政府主導半導体開発プジェクトの失敗が不可避なワケ
経済産業省が進める生成AIの推進とそのための先端半導体開発の切り札が「ラピダス」プロジェクトだ。世界最先端の半導体製造企業である台湾のTSMCが製造する回路線幅3ナノメートル(ナノメートルは10億分の1メートル)の生成AI用半導体を超える2ナノレベルの半導体を27年に量産するという夢のようなプロジェクトである。
このプロジェクトが失敗必至だという話は、1年以上前の23年9月5日配信の本コラム「経産省肝いりの半導体企業『ラピダス』への巨額投資は愚策 米IT大手トップも『失敗確実』」などで指摘したとおりだが、実は、その後も失敗の確率はますます高くなっている。
このプロジェクトの必要資金が5兆円と試算されているのに対して、民間企業からの出資が設立時の約73億円から一向に増えず、民間銀行の十分な融資も見通せないことがわかってきた。
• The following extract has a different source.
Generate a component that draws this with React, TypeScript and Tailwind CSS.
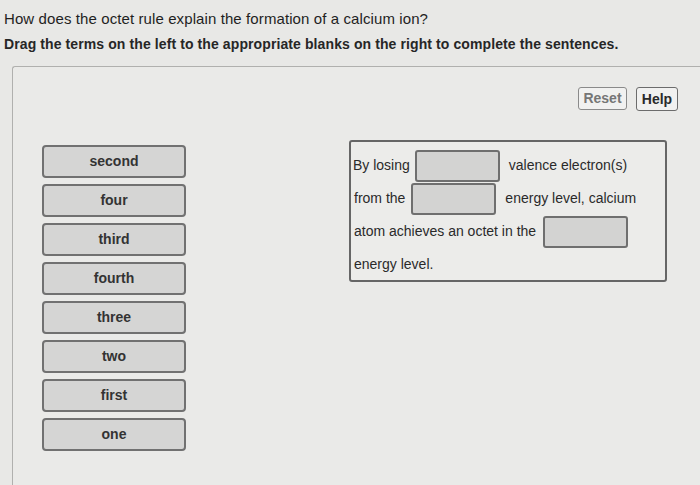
const terms = ['second', 'four', 'third', 'fourth', 'three', 'two', 'first', 'one']

function Blank({ className = '' }: { className?: string }) {
  return (
    <div
      className={`h-[32px] w-[85px] shrink-0 rounded-[3px] border-2 border-[#6f6f6f] bg-[#d3d3d2] ${className}`}
    ></div>
  )
}

export default function App() {
  return (
    <div className="h-[485px] w-[700px] overflow-hidden bg-[#e8e8e6] font-['Liberation_Sans',Arial,sans-serif] text-[#1f1f1f]">
      <div className="px-[4px] pt-[10px]">
        <p className="text-[15px] leading-[17px] tracking-[0.1px]">
          How does the octet rule explain the formation of a calcium ion?
        </p>
        <p className="mt-[9px] text-[14px] font-bold leading-[17px] tracking-[0.1px] text-[#262626]">
          Drag the terms on the left to the appropriate blanks on the right to complete the sentences.
        </p>
      </div>

      <div className="ml-[12px] mt-[13px] h-[440px] w-[688px] rounded-tl-[3px] border-l border-t border-[#b0b0ae] bg-[#eaeae8]">
        <div className="flex justify-end gap-[9px] pr-[22px] pt-[20px]">
          <button className="h-[23px] w-[49px] rounded-[3px] border border-[#8a8a8a] bg-[#f1f1f0] text-[14px] font-bold text-[#767676]">
            Reset
          </button>
          <button className="h-[24px] w-[42px] rounded-[3px] border border-[#6c6c6c] bg-[#f1f1f0] text-[14px] font-bold text-[#2a2a2a]">
            Help
          </button>
        </div>

        <div className="mt-[29px] flex items-start">
          <div className="ml-[29px] mt-[5px] flex w-[144px] flex-col gap-[6px]">
            {terms.map((t) => (
              <div
                key={t}
                className="flex h-[33px] items-center justify-center rounded-[4px] border-2 border-[#717171] bg-[#d5d5d4] text-[14px] font-semibold text-[#333]"
              >
                {t}
              </div>
            ))}
          </div>

          <div className="ml-[163px] h-[142px] w-[318px] rounded-[3px] border-2 border-[#666] bg-[#ececea] pl-[2px] pt-[7px] text-[14px] text-[#2a2a2a]">
            <div className="flex h-[33px] items-center">
              <span>By losing</span>
              <Blank className="ml-[5px]" />
              <span className="ml-[9px]">valence electron(s)</span>
            </div>
            <div className="flex h-[33px] items-center">
              <span className="ml-[1px]">from the</span>
              <Blank className="ml-[6px]" />
              <span className="ml-[9px]">energy level, calcium</span>
            </div>
            <div className="flex h-[33px] items-center">
              <span className="ml-[1px]">atom achieves an octet in the</span>
              <Blank className="ml-[7px]" />
            </div>
            <div className="flex h-[33px] items-center">
              <span className="ml-[1px]">energy level.</span>
            </div>
          </div>
        </div>
      </div>
    </div>
  )
}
つまり、民間企業は誰も相手にしていないのだ。
経産省は、例えば、北海道千歳市のラピダス工場建設の起工式に世界の大企業のトップが駆けつけたなどと宣伝したが、来たのは、ラピダスが湯水の如く税金を使って買い求める半導体製造装置メーカーのトップばかり。本来は、世界中で不足する先端半導体を買いたいと考えているGAFAMやテスラなどが関心を示すはずなのに、彼らはそっぽを向いたままである。ソフトバンクの子会社で先端半導体の開発に欠かせない機能設計回路などを提供するアームという会社が、その株式10%を米国市場に上場すると発表した途端、GAFAMやテスラ、さらにはTSMCまで出資させてくれと競い合って集まったのと比べると、いかにラピダスが相手にされていないかがわかる。
そんな状況なので、経産省は、とりあえずということで、9000億円を超える支援をせざるを得なくなったのだが、それは、土地と工場建設や幾つかの設備購入などで使い果たしてしまう。その後の製造ラインを動かしていくためには、また毎年のように兆円単位の資金が必要だ。本来は、時間の経過とともにこのプロジェクトへの期待が高まり、工場の形が見えてくる今頃までには、企業からの出資が数千億円集まり、銀行も兆円単位の融資をしてくれるという算段だったようだが、そうはなっていない。
そこで、経産省は、民間銀行に莫大な融資をさせて、それを政府が保証するという枠組みを考えた。しかし、失敗すれば国民負担になる。それも兆円単位だ。そのための予算を組み、それを可能にする法律を通すには、少なくとも数千億円から兆円単位の民間出資と銀行が本当に巨額融資するということを事前に示す必要がある。そうでなければ、財務省も説得できないし、国会で法律を通すことも困難だ。
経産省は、この臨時国会に法案を出し、補正予算で必要な資金を確保しようとしたが、それは難しいようだ。齋藤健経産相は20日、法案提出は来年の通常国会まで延期せざるを得ないという趣旨の発言をした。